▶ **SET EXERCISE**
Check every line below for the string "index", and copy the lines that contain it.

— START EXERCISE DATA —

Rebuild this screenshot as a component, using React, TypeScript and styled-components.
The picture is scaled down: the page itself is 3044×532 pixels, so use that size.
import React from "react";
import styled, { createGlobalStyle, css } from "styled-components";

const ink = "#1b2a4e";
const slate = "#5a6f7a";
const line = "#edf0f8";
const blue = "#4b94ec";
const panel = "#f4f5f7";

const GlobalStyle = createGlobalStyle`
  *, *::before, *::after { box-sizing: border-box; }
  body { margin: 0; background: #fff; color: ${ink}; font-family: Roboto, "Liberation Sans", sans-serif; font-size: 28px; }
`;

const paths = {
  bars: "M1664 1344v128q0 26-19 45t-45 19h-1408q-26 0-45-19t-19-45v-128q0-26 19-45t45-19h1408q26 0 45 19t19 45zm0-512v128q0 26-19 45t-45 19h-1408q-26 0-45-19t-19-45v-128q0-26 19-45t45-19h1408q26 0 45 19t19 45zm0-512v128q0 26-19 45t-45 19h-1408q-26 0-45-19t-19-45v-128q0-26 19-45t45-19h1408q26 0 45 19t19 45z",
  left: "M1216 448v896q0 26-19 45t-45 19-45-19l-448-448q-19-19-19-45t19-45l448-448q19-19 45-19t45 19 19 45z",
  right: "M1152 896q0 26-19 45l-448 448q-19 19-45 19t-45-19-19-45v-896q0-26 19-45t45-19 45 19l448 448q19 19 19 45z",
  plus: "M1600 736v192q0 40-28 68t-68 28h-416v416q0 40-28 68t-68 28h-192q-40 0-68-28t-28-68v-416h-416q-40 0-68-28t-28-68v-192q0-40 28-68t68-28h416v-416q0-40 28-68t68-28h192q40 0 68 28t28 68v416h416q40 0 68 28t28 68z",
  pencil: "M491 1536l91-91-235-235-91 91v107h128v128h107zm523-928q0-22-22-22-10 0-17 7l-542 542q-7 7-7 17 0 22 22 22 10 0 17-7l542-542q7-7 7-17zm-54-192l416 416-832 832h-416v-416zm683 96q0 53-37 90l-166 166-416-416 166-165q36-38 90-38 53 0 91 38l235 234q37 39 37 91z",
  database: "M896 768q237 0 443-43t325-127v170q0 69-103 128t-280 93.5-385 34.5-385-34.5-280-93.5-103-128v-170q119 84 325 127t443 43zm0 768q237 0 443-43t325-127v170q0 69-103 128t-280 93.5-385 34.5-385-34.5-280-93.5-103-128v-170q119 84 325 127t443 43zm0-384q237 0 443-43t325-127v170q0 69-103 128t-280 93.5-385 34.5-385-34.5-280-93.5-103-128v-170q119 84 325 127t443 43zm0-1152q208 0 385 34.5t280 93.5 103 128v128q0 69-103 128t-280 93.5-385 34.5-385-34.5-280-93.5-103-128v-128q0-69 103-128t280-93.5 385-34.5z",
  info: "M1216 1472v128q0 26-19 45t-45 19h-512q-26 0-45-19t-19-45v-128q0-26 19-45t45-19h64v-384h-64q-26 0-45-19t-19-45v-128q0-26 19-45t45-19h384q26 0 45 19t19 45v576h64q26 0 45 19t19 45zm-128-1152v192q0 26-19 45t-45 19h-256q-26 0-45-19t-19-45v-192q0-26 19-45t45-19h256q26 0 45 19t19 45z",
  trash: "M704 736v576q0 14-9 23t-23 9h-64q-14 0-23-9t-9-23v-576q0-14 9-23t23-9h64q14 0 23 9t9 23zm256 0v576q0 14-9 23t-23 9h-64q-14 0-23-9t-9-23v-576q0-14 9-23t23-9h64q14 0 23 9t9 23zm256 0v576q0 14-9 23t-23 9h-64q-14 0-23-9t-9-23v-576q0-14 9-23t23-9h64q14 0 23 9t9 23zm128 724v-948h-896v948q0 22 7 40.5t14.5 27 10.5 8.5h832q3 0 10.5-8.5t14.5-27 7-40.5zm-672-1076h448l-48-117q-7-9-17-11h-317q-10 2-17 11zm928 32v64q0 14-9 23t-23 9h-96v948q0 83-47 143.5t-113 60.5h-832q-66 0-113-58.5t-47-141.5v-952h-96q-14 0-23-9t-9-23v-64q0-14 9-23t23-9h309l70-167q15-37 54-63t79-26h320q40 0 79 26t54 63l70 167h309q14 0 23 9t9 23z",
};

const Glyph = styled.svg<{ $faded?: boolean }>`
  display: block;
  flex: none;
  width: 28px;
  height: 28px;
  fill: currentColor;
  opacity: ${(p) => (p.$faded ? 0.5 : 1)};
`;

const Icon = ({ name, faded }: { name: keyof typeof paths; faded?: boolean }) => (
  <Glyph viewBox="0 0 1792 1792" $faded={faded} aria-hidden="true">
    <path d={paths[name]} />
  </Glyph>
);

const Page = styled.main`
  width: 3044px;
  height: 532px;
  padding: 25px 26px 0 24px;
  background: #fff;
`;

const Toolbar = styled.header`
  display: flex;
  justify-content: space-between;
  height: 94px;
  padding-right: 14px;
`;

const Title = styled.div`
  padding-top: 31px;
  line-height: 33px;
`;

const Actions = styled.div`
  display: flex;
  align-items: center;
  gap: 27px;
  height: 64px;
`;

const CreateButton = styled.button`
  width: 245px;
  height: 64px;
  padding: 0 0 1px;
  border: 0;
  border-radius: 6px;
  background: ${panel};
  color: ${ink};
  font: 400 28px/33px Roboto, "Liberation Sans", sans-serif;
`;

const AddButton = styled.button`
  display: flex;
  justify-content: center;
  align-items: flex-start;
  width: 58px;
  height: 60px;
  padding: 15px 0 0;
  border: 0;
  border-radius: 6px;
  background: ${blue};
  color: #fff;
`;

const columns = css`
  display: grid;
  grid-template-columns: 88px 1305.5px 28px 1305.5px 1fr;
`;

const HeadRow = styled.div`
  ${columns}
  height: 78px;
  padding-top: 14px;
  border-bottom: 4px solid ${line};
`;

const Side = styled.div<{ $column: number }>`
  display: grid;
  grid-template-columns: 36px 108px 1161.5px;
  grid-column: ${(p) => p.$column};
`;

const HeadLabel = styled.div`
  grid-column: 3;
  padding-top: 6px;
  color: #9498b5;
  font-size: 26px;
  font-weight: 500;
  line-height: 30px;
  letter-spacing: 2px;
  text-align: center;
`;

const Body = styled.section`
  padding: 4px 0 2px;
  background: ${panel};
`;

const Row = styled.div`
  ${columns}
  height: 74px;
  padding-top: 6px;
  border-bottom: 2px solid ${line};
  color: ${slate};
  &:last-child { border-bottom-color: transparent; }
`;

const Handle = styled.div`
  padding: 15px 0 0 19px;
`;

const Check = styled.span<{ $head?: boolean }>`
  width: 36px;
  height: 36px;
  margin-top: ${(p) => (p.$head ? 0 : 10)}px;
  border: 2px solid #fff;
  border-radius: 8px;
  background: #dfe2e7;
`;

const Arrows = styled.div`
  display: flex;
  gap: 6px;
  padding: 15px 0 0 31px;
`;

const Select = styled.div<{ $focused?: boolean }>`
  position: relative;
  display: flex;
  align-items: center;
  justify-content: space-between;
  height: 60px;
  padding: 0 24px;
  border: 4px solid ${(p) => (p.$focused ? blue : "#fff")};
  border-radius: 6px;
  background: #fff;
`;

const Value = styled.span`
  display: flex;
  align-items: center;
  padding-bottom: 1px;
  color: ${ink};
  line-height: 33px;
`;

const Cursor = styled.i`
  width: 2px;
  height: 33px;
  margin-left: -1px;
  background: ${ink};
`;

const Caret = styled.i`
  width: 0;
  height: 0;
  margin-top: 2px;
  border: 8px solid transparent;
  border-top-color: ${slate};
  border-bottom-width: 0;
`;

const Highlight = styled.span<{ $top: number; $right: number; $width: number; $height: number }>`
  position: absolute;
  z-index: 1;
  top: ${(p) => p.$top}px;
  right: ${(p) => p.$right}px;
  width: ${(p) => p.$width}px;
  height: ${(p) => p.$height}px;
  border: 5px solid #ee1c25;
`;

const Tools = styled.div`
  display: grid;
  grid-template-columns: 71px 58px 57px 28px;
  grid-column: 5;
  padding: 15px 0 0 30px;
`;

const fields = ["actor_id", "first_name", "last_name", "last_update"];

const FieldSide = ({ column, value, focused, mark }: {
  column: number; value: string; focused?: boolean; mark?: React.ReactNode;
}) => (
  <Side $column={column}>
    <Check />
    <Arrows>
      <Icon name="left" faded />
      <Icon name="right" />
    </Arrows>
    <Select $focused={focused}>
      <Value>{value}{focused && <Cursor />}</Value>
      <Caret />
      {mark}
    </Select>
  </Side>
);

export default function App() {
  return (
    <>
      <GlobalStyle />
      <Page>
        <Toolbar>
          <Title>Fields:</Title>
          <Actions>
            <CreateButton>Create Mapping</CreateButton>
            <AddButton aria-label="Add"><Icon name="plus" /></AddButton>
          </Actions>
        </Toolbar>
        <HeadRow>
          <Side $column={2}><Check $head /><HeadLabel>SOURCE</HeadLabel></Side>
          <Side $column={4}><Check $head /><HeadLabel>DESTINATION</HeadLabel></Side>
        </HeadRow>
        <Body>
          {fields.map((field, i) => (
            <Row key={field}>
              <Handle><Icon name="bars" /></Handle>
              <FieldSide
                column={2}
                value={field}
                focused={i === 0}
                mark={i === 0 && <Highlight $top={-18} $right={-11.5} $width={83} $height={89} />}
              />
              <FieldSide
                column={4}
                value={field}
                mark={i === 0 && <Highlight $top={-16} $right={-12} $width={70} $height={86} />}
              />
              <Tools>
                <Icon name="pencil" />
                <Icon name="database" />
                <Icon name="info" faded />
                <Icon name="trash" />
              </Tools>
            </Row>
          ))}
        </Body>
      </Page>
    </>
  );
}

— END EXERCISE DATA —
— START EXERCISE DATA —

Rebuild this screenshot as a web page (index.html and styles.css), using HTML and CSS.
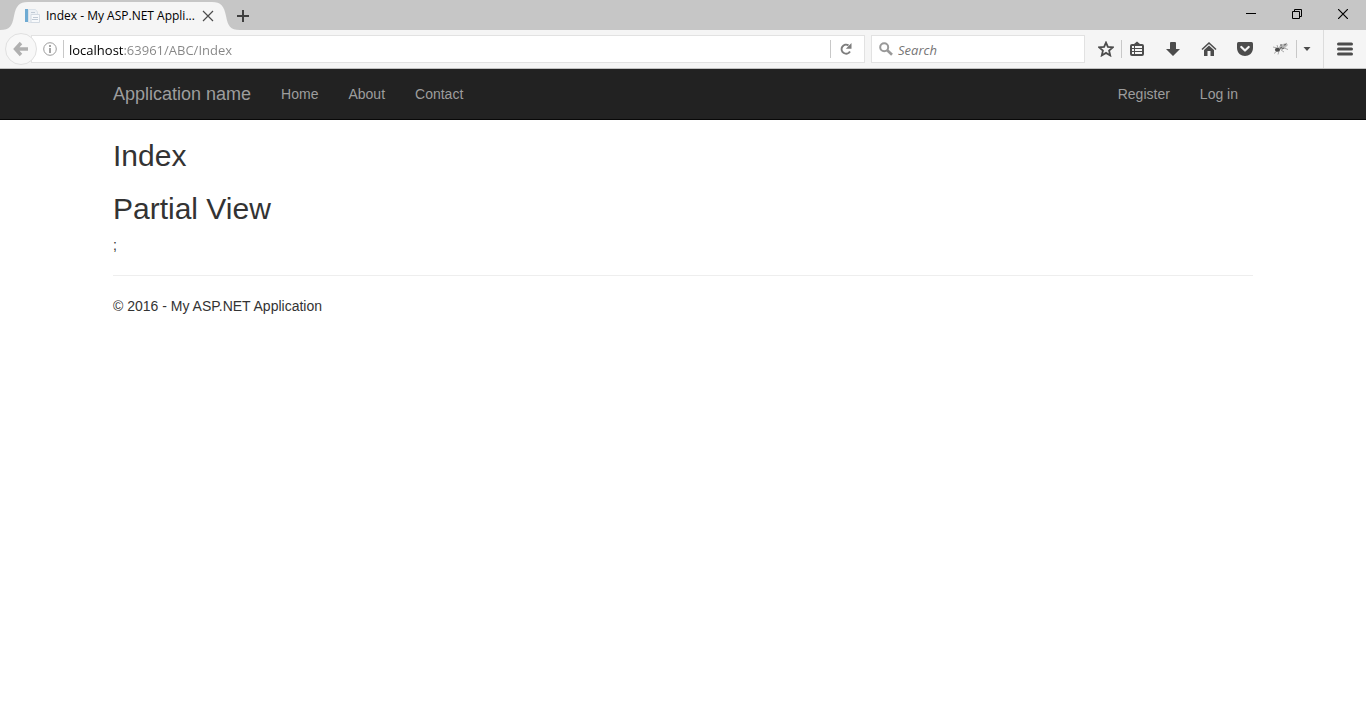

— END EXERCISE DATA —

▶ **REPLY TO THE TASK**
  z-index: 1;
Rebuild this screenshot as a web page (index.html and styles.css), using HTML and CSS.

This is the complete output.